Question

Solve the system of first-order linear differential equations.$$\begin{array}{l} y_{1}^{\prime}=y_{1}-4 y_{2} \\ y_{2}^{\prime}=2 y_{2} \end{array}$$

Answer

**step1 Solve the second differential equation for y2**

The second equation, $$y_{2}^{\prime}=2 y_{2}$$, describes a relationship where the rate of change of $$y_2$$ is directly proportional to $$y_2$$ itself. This is a characteristic property of exponential functions. To find $$y_2$$, we can rearrange the equation and integrate both sides.

$$\frac{d y_2}{dt} = 2 y_2$$

Separate the variables, putting all terms involving $$y_2$$ on one side and terms involving $$t$$ on the other side. Then, integrate both sides.

$$\int \frac{1}{y_2} dy_2 = \int 2 dt$$

Performing the integration yields a natural logarithm on the left side and a linear term in $$t$$ on the right, plus an arbitrary constant of integration, denoted as $$C_A$$.

$$\ln|y_2| = 2t + C_A$$

To solve for $$y_2$$, we exponentiate both sides. The constant $$e^{C_A}$$ can be absorbed into a new arbitrary constant, say $$A$$. We consider both positive and negative possibilities for $$y_2$$, so $$A$$ can be any real number (including zero if $$y_2=0$$ is a solution).

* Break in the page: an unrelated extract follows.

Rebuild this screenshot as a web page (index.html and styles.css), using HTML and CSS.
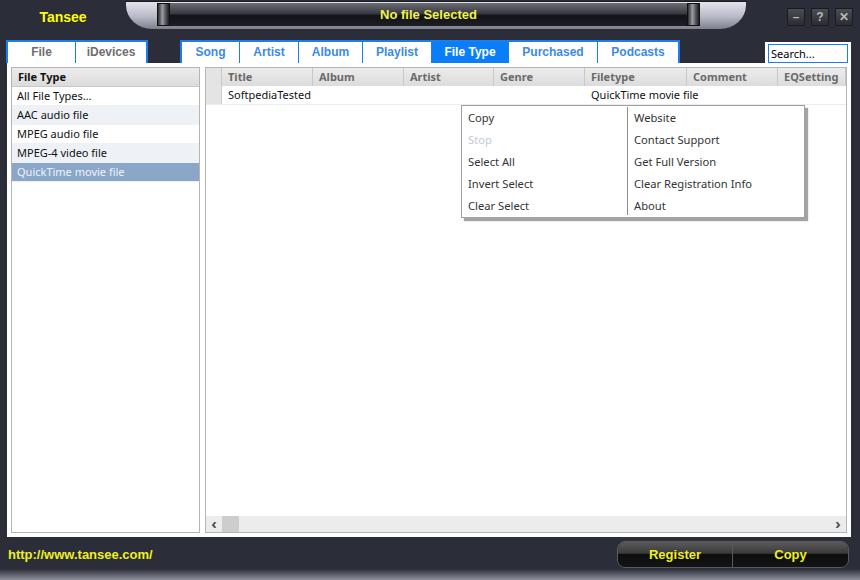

$$|y_2| = e^{2t + C_A} = e^{C_A} e^{2t}$$

$$y_2(t) = A e^{2t}$$

**step2 Substitute y2 into the first differential equation**

Now that we have the general solution for $$y_2(t)$$, we substitute this expression into the first differential equation, which is $$y_{1}^{\prime}=y_{1}-4 y_{2}$$.

$$y_{1}^{\prime} = y_{1} - 4 (A e^{2t})$$

To prepare this equation for solving, we rearrange it into the standard form of a first-order linear differential equation, which is $$y^{\prime} + P(t)y = Q(t)$$.

$$y_{1}^{\prime} - y_{1} = -4 A e^{2t}$$

**step3 Solve the first differential equation for y1 using an integrating factor**

This is a linear first-order differential equation. We can solve it by multiplying the entire equation by an "integrating factor," denoted by $$\mu(t)$$. The integrating factor is found using the coefficient of $$y_1$$ in the standard form (which is $$P(t) = -1$$).

$$\mu(t) = e^{\int P(t) dt} = e^{\int -1 dt} = e^{-t}$$

Multiply every term in the rearranged equation by the integrating factor, $$e^{-t}$$. The left side of the equation will transform into the derivative of the product $$\mu(t)y_1(t)$$, due to the product rule of differentiation in reverse.

$$e^{-t} y_{1}^{\prime} - e^{-t} y_{1} = -4 A e^{2t} e^{-t}$$

Simplify the right side and write the left side as a derivative of a product.

$$\frac{d}{dt}(e^{-t} y_1) = -4 A e^{t}$$

Now, integrate both sides with respect to $$t$$ to find $$e^{-t} y_1$$. This step reverses the differentiation process.

$$\int \frac{d}{dt}(e^{-t} y_1) dt = \int -4 A e^{t} dt$$

After integration, we introduce another arbitrary constant of integration, denoted as $$C_B$$.

$$e^{-t} y_1 = -4 A e^{t} + C_B$$

Finally, to isolate $$y_1$$, multiply both sides of the equation by $$e^{t}$$.

$$y_1(t) = e^{t}(-4 A e^{t} + C_B)$$

$$y_1(t) = -4 A e^{2t} + C_B e^{t}$$

**step4 State the general solution**

Combining the solutions we found for $$y_1(t)$$ and $$y_2(t)$$, we present the general solution for the given system of differential equations. For clarity, we can rename the constant $$C_B$$ to $$C_1$$.

$$y_1(t) = C_1 e^{t} - 4 A e^{2t}$$

$$y_2(t) = A e^{2t}$$

Here, $$A$$ and $$C_1$$ are arbitrary constants. Their specific values would depend on any initial conditions provided with the problem, but since none were given, this represents the complete general solution.